In a way, once that was solved, it was really nice to move on somewhere else, and just explore the friendship, I think, rather than the suspicion.
And now it's getting to know this Doctor, all over again. It's weird, it's kind of the degree of starting again, and it is a very different thing. A lot of people ask me to compare Matt and Peter and you can't. It's just different. It's a different dynamic. It feels like we're making a new show.
But within that, you've got so much history, so they're deeply bound to one another, but there is just this element of 'Hello, I'm the Doctor, nice to meet you" and "Hello, I'm Clara, okay, this is really weird because we're best friends, but let's get to know each other all over again."
Peter has it a little easier in that he's only being compared to eleven other Doctors, but you're being judged by the standard of dozens of the Doctor's other companions. Is there any pressure from that?
It's difficult, isn't it? When I first got the job, I didn't go back and look at Karen's stuff. I just didn't want to pick up on anything at all, and it seemed to work in the audition. And that was quite good in a way, because I couldn't be watching the people who got me here and think 'Oh God, they're so brilliant'.
Since getting the first series under my belt I've gone back and watched them all since Christopher Eccleston, and Billie and Catherine Tate as well. During Day of the Doctor me and Billie would go and get Nandos together, and we had Billie and John Hurt and David, and it was really nice to have them, because normally it's just you and the Doctor. So it was kind of nice to have an ensemble around, with the three Doctors. I loved doing scenes with those three, I was just in my element.
If you could go back and give yourself some advice when you were starting on the show two years ago, what would you say?
I'd just say, enjoy the adventure. It's the only way to do it. You know it's only going to be this year, and how many years of your life, and then you're going to be "once upon a time, in my youth", but it's just a kind of a lottery ticket of a job.
Because it has such an amazing impact and generates so much joy. And that's what's really nice. I don't think there are many TV shows that have that reaction and instil so much joy and enthusiasm and commitment, with fans travelling and dressing up. And it's really incredible that a TV show that started in 1963 can internationally, universally, still touch so many people 50 years later.
What's your own favourite Doctor Who story?
I've always got a soft spot for the Snowmen, just because it's that fairy tale thing about it, with the TARDIS on a cloud and the spiral staircase. And I think it's special because it's Clara meeting the Doctor, even it isn't the Clara as he know her now, and having the first adventure and getting to know him. I really liked that episode.
The Day of The Doctor - the 50th anniversary special - was recently voted the best episode of the show ever. Were you tempted to maybe bow out then and go out on a high?

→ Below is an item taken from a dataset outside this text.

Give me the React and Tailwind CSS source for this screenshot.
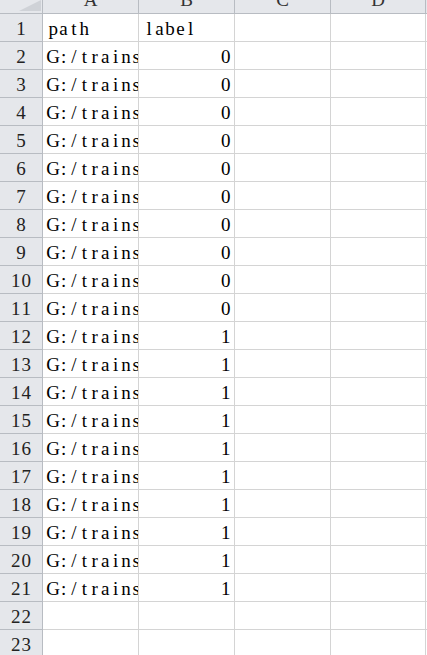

Oh goodness me, no. The Day of the Doctor was very much about the show and celebrating fifty years of the show and having three Doctors to work off. At that point the whole 'impossible girl' mystery had just been solved and then it was obviously Matt's leaving episode, and it just felt like there was a long way to go and a lot to explore with Clara. There was definitely more to tell.
Doctor Who has a long history as a boy's show, but has built up a huge female audience in the past 10 years. Do you feel like a role model to young female fans?

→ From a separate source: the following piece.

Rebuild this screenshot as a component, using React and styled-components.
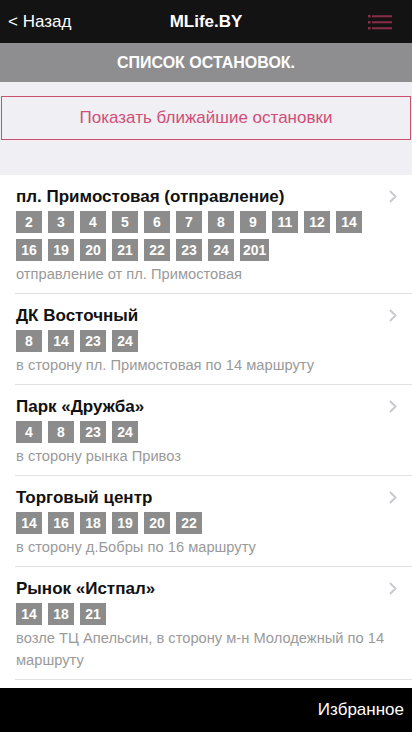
import React from 'react';
import styled, { createGlobalStyle } from 'styled-components';

const GlobalStyle = createGlobalStyle`
  * { box-sizing: border-box; }
  body {
    margin: 0;
    font-family: 'Liberation Sans', Arial, sans-serif;
    background: #fff;
  }
`;

const stops = [
  {
    name: 'пл. Примостовая (отправление)',
    routes: ['2', '3', '4', '5', '6', '7', '8', '9', '11', '12', '14', '16', '19', '20', '21', '22', '23', '24', '201'],
    note: 'отправление от пл. Примостовая',
  },
  {
    name: 'ДК Восточный',
    routes: ['8', '14', '23', '24'],
    note: 'в сторону пл. Примостовая по 14 маршруту',
  },
  {
    name: 'Парк «Дружба»',
    routes: ['4', '8', '23', '24'],
    note: 'в сторону рынка Привоз',
  },
  {
    name: 'Торговый центр',
    routes: ['14', '16', '18', '19', '20', '22'],
    note: 'в сторону д.Бобры по 16 маршруту',
  },
  {
    name: 'Рынок «Истпал»',
    routes: ['14', '18', '21'],
    note: 'возле ТЦ Апельсин, в сторону м-н Молодежный по 14 маршруту',
  },
];

const Page = styled.div`
  height: 732px;
  display: flex;
  flex-direction: column;
  overflow: hidden;
`;

const TopBar = styled.header`
  height: 43px;
  background: #131313;
  color: #fff;
  display: grid;
  grid-template-columns: 1fr auto 1fr;
  align-items: center;
  padding: 0 8px;
`;

const BackLink = styled.span`
  font-size: 17px;
  justify-self: start;
`;

const Brand = styled.span`
  font-size: 17px;
  font-weight: bold;
`;

const MenuButton = styled.span`
  justify-self: end;
  display: flex;
  margin-right: 12px;
`;

const SectionTitle = styled.div`
  height: 39px;
  background: #8e8e90;
  color: #fff;
  font-size: 16px;
  font-weight: bold;
  display: flex;
  align-items: center;
  justify-content: center;
`;

const ActionArea = styled.div`
  background: #efeff4;
  padding: 14px 1px 35px 1px;
`;

const NearbyButton = styled.button`
  width: 100%;
  height: 44px;
  background: #efeff4;
  border: 1px solid #c9506f;
  color: #cf4e77;
  font-family: inherit;
  font-size: 17px;
  display: flex;
  align-items: center;
  justify-content: center;
`;

const StopList = styled.ul`
  flex: 1;
  list-style: none;
  margin: 0;
  padding: 0;
  background: #fff;
`;

const StopItem = styled.li`
  position: relative;
  margin-left: 15px;
  padding: 12px 10px 8px 1px;
  border-bottom: 1px solid #e2e2e4;
`;

const StopName = styled.div`
  font-size: 17px;
  font-weight: bold;
  line-height: 20px;
  color: #111;
`;

const Routes = styled.div`
  display: flex;
  flex-wrap: wrap;
  gap: 6px;
  margin: 4px 0 2px;
  width: 370px;
`;

const Route = styled.span`
  min-width: 26px;
  height: 22px;
  padding: 0 3px;
  background: #8c8c8c;
  color: #fff;
  font-size: 14px;
  font-weight: bold;
  display: flex;
  align-items: center;
  justify-content: center;
`;

const Note = styled.div`
  font-size: 14.7px;
  line-height: 22px;
  color: #9a9a9a;
`;

const Chevron = styled.svg`
  position: absolute;
  right: 15px;
  top: 15px;
`;

const BottomBar = styled.footer`
  height: 44px;
  background: #000;
  color: #fff;
  font-size: 17px;
  display: flex;
  align-items: center;
  justify-content: flex-end;
  padding: 0 8px;
`;

function MenuIcon() {
  return (
    <svg width="24" height="16" viewBox="0 0 24 16">
      {[2, 8, 14].map((y) => (
        <g key={y} fill="#8a2c48">
          <rect x="0" y={y - 1} width="2.5" height="2.5" />
          <rect x="4" y={y - 0.75} width="20" height="2" />
        </g>
      ))}
    </svg>
  );
}

export default function App() {
  return (
    <Page>
      <GlobalStyle />
      <TopBar>
        <BackLink>&lt; Назад</BackLink>
        <Brand>MLife.BY</Brand>
        <MenuButton>
          <MenuIcon />
        </MenuButton>
      </TopBar>
      <SectionTitle>СПИСОК ОСТАНОВОК.</SectionTitle>
      <ActionArea>
        <NearbyButton>Показать ближайшие остановки</NearbyButton>
      </ActionArea>
      <StopList>
        {stops.map((stop) => (
          <StopItem key={stop.name}>
            <StopName>{stop.name}</StopName>
            <Routes>
              {stop.routes.map((r) => (
                <Route key={r}>{r}</Route>
              ))}
            </Routes>
            <Note>{stop.note}</Note>
            <Chevron width="8" height="13" viewBox="0 0 8 13">
              <path d="M1 1l5.5 5.5L1 12" fill="none" stroke="#c7c7cc" strokeWidth="1.8" />
            </Chevron>
          </StopItem>
        ))}
      </StopList>
      <BottomBar>Избранное</BottomBar>
    </Page>
  );
}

I love the amount of teenage girls that I see dressed up as Clara, because that's something that really surprised me. Because you think of teenage girls, science fiction is not the sort of thing you'd think they would be into, but I've been really blown away by the amount of girls I meet who are really into it.
It's a privilege. It's not really me, it's the character. The Doctor is the hero and she is the heroine, and she can be a bit flawed. But getting someone off the street, that's what makes the show so accessible.
So you still love playing Clara?
I love it. I love getting up and going to work. It really is an amazing, amazing job and there are so many amazing stories to tell.